**WORK REQUIRED**
Look through the material below for "components". Copy every line that contains it.
========================================================================
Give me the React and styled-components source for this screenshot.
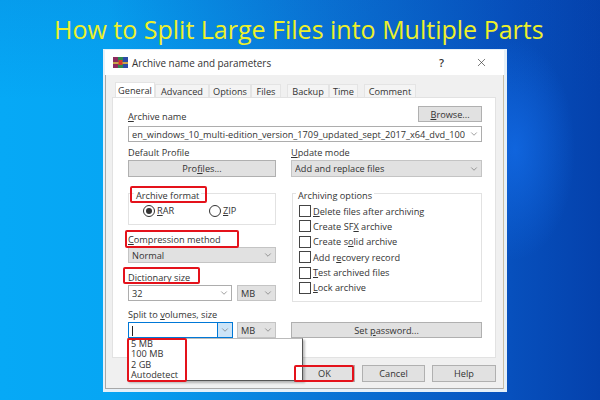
import React from "react";
import styled, { createGlobalStyle } from "styled-components";
import { ChevronDown, X } from "lucide-react";

const Global = createGlobalStyle`
  html, body {
    margin: 0;
    padding: 0;
    width: 600px;
    height: 400px;
    overflow: hidden;
  }
`;

const Desktop = styled.div`
  position: relative;
  width: 600px;
  height: 400px;
  overflow: hidden;
  display: flex;
  flex-direction: column;
  align-items: flex-start;
  font-family: "Open Sans", sans-serif;
  background:
    radial-gradient(ellipse 60px 110px at 515px 150px, rgba(20, 110, 235, 0.7) 0%, rgba(20, 110, 235, 0) 100%),
    linear-gradient(180deg, rgba(8, 70, 170, 0.12) 0%, rgba(8, 70, 170, 0) 25%),
    linear-gradient(90deg, #06a9f6 0%, #06a6f4 18%, #0a78d8 52%, #0750bd 85%, #0441ac 100%);
`;

const Headline = styled.h1`
  box-sizing: border-box;
  margin: 0 0 0 54px;
  padding-top: 16px;
  height: 49px;
  font-size: 25px;
  line-height: 26px;
  font-weight: 400;
  color: #edf02a;
  white-space: nowrap;
`;

const Dialog = styled.div`
  position: relative;
  box-sizing: border-box;
  width: 404px;
  height: 343px;
  margin-left: 103px;
  background: #f0f0f0;
  border-style: solid;
  border-color: #e6f0f8;
  border-width: 1px 3px 3px 2px;
  box-shadow: inset 1px 0 0 #a8a8a8, inset -1px 0 0 #c8bfa8, inset 0 -1px 0 #a8a8a8;
  display: flex;
  flex-direction: column;
  font-size: 9.2px;
  color: #333;
`;

const TitleBar = styled.div`
  height: 25px;
  flex-shrink: 0;
  background: #fff;
  display: flex;
  align-items: center;
  padding: 0 16px 0 8px;
  font-size: 9.9px;
`;

const TitleText = styled.span`
  margin-left: 4px;
  flex: 1;
`;

const Help = styled.span`
  font-size: 11px;
  font-weight: 600;
  margin-right: 31px;
`;

const TabStrip = styled.div`
  display: flex;
  align-items: flex-end;
  flex-shrink: 0;
  height: 22px;
  padding-left: 10px;
`;

const Tab = styled.div`
  box-sizing: border-box;
  width: ${p => p.$w}px;
  height: ${p => (p.$active ? 15 : 13)}px;
  margin-left: ${p => p.$ml || 0}px;
  display: flex;
  align-items: center;
  justify-content: center;
  background: ${p => (p.$active ? "#fff" : "#f4f4f4")};
  border: 1px solid #e4e4e4;
  border-bottom: none;
`;

const Panel = styled.div`
  box-sizing: border-box;
  flex-shrink: 0;
  width: 384px;
  height: 261px;
  margin-left: 7px;
  background: #fff;
  border: 1px solid #e2e2e2;
  padding: 8px 13px 0 15px;
  display: grid;
  grid-template-columns: 148px 191px;
  column-gap: 15px;
  align-content: start;
`;

const WideField = styled.div`
  grid-column: 1 / 3;
  display: flex;
  flex-direction: column;
  gap: 4px;
`;

const TopRow = styled.div`
  display: flex;
  justify-content: space-between;
  align-items: center;
  height: 16px;
`;

const Label = styled.div`
  height: ${p => p.$h || 14}px;
  line-height: ${p => p.$h || 14}px;
  margin-top: ${p => p.$mt || 0}px;
  white-space: nowrap;
`;

const Button = styled.div`
  box-sizing: border-box;
  flex-shrink: 0;
  height: ${p => p.$h || 16}px;
  width: ${p => (p.$w ? `${p.$w}px` : "100%")};
  margin-top: ${p => p.$mt || 0}px;
  background: #e1e1e1;
  border: 1px solid #b0b0b0;
  display: flex;
  align-items: center;
  justify-content: center;
`;

const Select = styled.div`
  box-sizing: border-box;
  height: ${p => p.$h || 16}px;
  width: ${p => (p.$w ? `${p.$w}px` : "100%")};
  flex-shrink: 0;
  background: ${p => (p.$gray ? "#e1e1e1" : "#fff")};
  border: 1px solid ${p => (p.$focus ? "#0078d7" : p.$gray ? "#c4c4c4" : "#adadad")};
  display: flex;
  align-items: center;
  padding-left: 3px;
  overflow: hidden;
  white-space: nowrap;
`;

const SelectText = styled.span`
  flex: 1;
  margin-right: 2px;
  overflow: hidden;
`;

const Arrow = styled.span`
  width: 14px;
  height: 100%;
  flex-shrink: 0;
  display: flex;
  align-items: center;
  justify-content: center;
  background: ${p => (p.$focus ? "#cce4f7" : "transparent")};
  border-left: ${p => (p.$focus ? "1px solid #0078d7" : "none")};
  color: #666;
`;

const Column = styled.div`
  display: flex;
  flex-direction: column;
`;

const Group = styled.div`
  position: relative;
  box-sizing: border-box;
  height: ${p => p.$h}px;
  margin-top: 16px;
  margin-left: ${p => p.$ml || 0}px;
  border: 1px solid #e2e2e2;
`;

const GroupTitle = styled.span`
  position: absolute;
  top: -5px;
  left: ${p => p.$left}px;
  padding: 0 2px;
  line-height: 13px;
  background: #fff;
`;

const RadioRow = styled.div`
  display: flex;
  padding: 10px 0 0 14px;
`;

const RadioItem = styled.label`
  display: flex;
  align-items: center;
  gap: 2px;
  width: 82px;
`;

const RadioMark = styled.span`
  box-sizing: border-box;
  width: 12px;
  height: 12px;
  border-radius: 50%;
  border: 1px solid #333;
  display: flex;
  align-items: center;
  justify-content: center;
  &::after {
    content: "";
    width: 6px;
    height: 6px;
    border-radius: 50%;
    background: ${p => (p.$on ? "#333" : "transparent")};
  }
`;

const CheckList = styled.div`
  display: flex;
  flex-direction: column;
  gap: 3.4px;
  padding: 11px 0 0 6px;
`;

const CheckRow = styled.div`
  display: flex;
  align-items: center;
  gap: 2px;
  height: 12px;
  white-space: nowrap;
`;

const CheckBox = styled.span`
  box-sizing: border-box;
  width: 12px;
  height: 12px;
  background: #fff;
  border: 1px solid #444;
`;

const Row = styled.div`
  display: flex;
  gap: ${p => p.$gap}px;
`;

const Caret = styled.span`
  display: inline-block;
  width: 1px;
  height: 10px;
  vertical-align: middle;
  background: #222;
`;

const Footer = styled.div`
  flex: 1;
  display: flex;
  justify-content: flex-end;
  align-items: flex-start;
  gap: 7px;
  padding: 7px 8px 0 0;
`;

const DropList = styled.div`
  position: absolute;
  left: 22px;
  top: 288px;
  box-sizing: border-box;
  width: 176px;
  height: 43px;
  padding-left: 3px;
  background: #fff;
  border: 1px solid #555;
  border-top-color: #bbb;
  border-left-color: #ccc;
  box-shadow: 2px 2px 2px rgba(0, 0, 0, 0.25);
  line-height: 10.4px;
  z-index: 1;
`;

const Mark = styled.div`
  position: absolute;
  box-sizing: border-box;
  left: ${p => p.$x - 105}px;
  top: ${p => p.$y - 50}px;
  width: ${p => p.$w}px;
  height: ${p => p.$h}px;
  border: 2px solid #e4121b;
  border-radius: 2px;
  z-index: 2;
`;

const U = styled.span`
  text-decoration: underline;
  text-underline-offset: 1px;
  text-decoration-thickness: 1px;
`;

const AppIcon = () => (
  <svg width="15" height="11" viewBox="0 0 15 11">
    <rect x="0" y="0" width="5" height="11" fill="#8c2a5e" />
    <rect x="5" y="0" width="5" height="11" fill="#2f8a4e" />
    <rect x="10" y="0" width="5" height="11" fill="#2c4aa6" />
    <rect x="0" y="5" width="15" height="2" fill="#c9a34a" />
    <rect x="5.5" y="3" width="4" height="5" fill="#d8342c" />
  </svg>
);

const DownIcon = () => <ChevronDown size={10} strokeWidth={1.5} />;

const tabs = [
  { name: "General", w: 40, active: true },
  { name: "Advanced", w: 54 },
  { name: "Options", w: 42 },
  { name: "Files", w: 30 },
  { name: "Backup", w: 42, ml: 6 },
  { name: "Time", w: 29 },
  { name: "Comment", w: 52, ml: 6 },
];

const checks = [
  <><U>D</U>elete files after archiving</>,
  <>Create SF<U>X</U> archive</>,
  <>Create s<U>o</U>lid archive</>,
  <>Add r<U>e</U>covery record</>,
  <><U>T</U>est archived files</>,
  <><U>L</U>ock archive</>,
];

export default function App() {
  return (
    <Desktop>
      <Global />
      <Headline>How to Split Large Files into Multiple Parts</Headline>
      <Dialog>
        <TitleBar>
          <AppIcon />
          <TitleText>Archive name and parameters</TitleText>
          <Help>?</Help>
          <X size={13} strokeWidth={1.2} />
        </TitleBar>
        <TabStrip>
          {tabs.map(t => (
            <Tab key={t.name} $w={t.w} $ml={t.ml} $active={t.active}>{t.name}</Tab>
          ))}
        </TabStrip>
        <Panel>
          <WideField>
            <TopRow>
              <Label $mt={6}><U>A</U>rchive name</Label>
              <Button $w={64}><span><U>B</U>rowse...</span></Button>
            </TopRow>
            <Select>
              <SelectText>en_windows_10_multi-edition_version_1709_updated_sept_2017_x64_dvd_100</SelectText>
              <Arrow><DownIcon /></Arrow>
            </Select>
          </WideField>
          <Column>
            <Label $mt={4}>Default Profile</Label>
            <Button $h={17}><span>Pro<U>f</U>iles...</span></Button>
            <Group $h={32}>
              <GroupTitle $left={5}>Archive format</GroupTitle>
              <RadioRow>
                <RadioItem><RadioMark $on /><span><U>R</U>AR</span></RadioItem>
                <RadioItem><RadioMark /><span><U>Z</U>IP</span></RadioItem>
              </RadioRow>
            </Group>
            <Label $mt={8}><U>C</U>ompression method</Label>
            <Select $gray>
              <SelectText>Normal</SelectText>
              <Arrow><DownIcon /></Arrow>
            </Select>
            <Label $mt={7} $h={15}><U>D</U>ictionary size</Label>
            <Row $gap={5}>
              <Select $w={104}>
                <SelectText>32</SelectText>
                <Arrow><DownIcon /></Arrow>
              </Select>
              <Select $gray $w={39}>
                <SelectText>MB</SelectText>
                <Arrow><DownIcon /></Arrow>
              </Select>
            </Row>
            <Label $mt={6} $h={15}>Split to <U>v</U>olumes, size</Label>
            <Row $gap={4}>
              <Select $w={105} $focus>
                <SelectText><Caret /></SelectText>
                <Arrow $focus><DownIcon /></Arrow>
              </Select>
              <Select $gray $w={39}>
                <SelectText>MB</SelectText>
                <Arrow><DownIcon /></Arrow>
              </Select>
            </Row>
          </Column>
          <Column>
            <Label $mt={4}><U>U</U>pdate mode</Label>
            <Select $gray $h={17}>
              <SelectText>Add and replace files</SelectText>
              <Arrow><DownIcon /></Arrow>
            </Select>
            <Group $h={109} $ml={1}>
              <GroupTitle $left={3}>Archiving options</GroupTitle>
              <CheckList>
                {checks.map((c, i) => (
                  <CheckRow key={i}><CheckBox /><span>{c}</span></CheckRow>
                ))}
              </CheckList>
            </Group>
            <Button $mt={20}><span>Set <U>p</U>assword...</span></Button>
          </Column>
        </Panel>
        <Footer>
          <Button $w={61} $h={17}>OK</Button>
          <Button $w={63} $h={17}>Cancel</Button>
          <Button $w={64} $h={17}>Help</Button>
        </Footer>
        <DropList>
          <div>5 MB</div>
          <div>100 MB</div>
          <div>2 GB</div>
          <div>Autodetect</div>
        </DropList>
        <Mark $x={130} $y={186} $w={77} $h={17} />
        <Mark $x={125} $y={230} $w={114} $h={18} />
        <Mark $x={123} $y={267} $w={77} $h={17} />
        <Mark $x={127} $y={338} $w={60} $h={44} />
        <Mark $x={294} $y={365} $w={60} $h={17} />
      </Dialog>
    </Desktop>
  );
}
========================================================================
**ANSWER**
Give me the React and styled-components source for this screenshot.
import styled, { createGlobalStyle } from "styled-components";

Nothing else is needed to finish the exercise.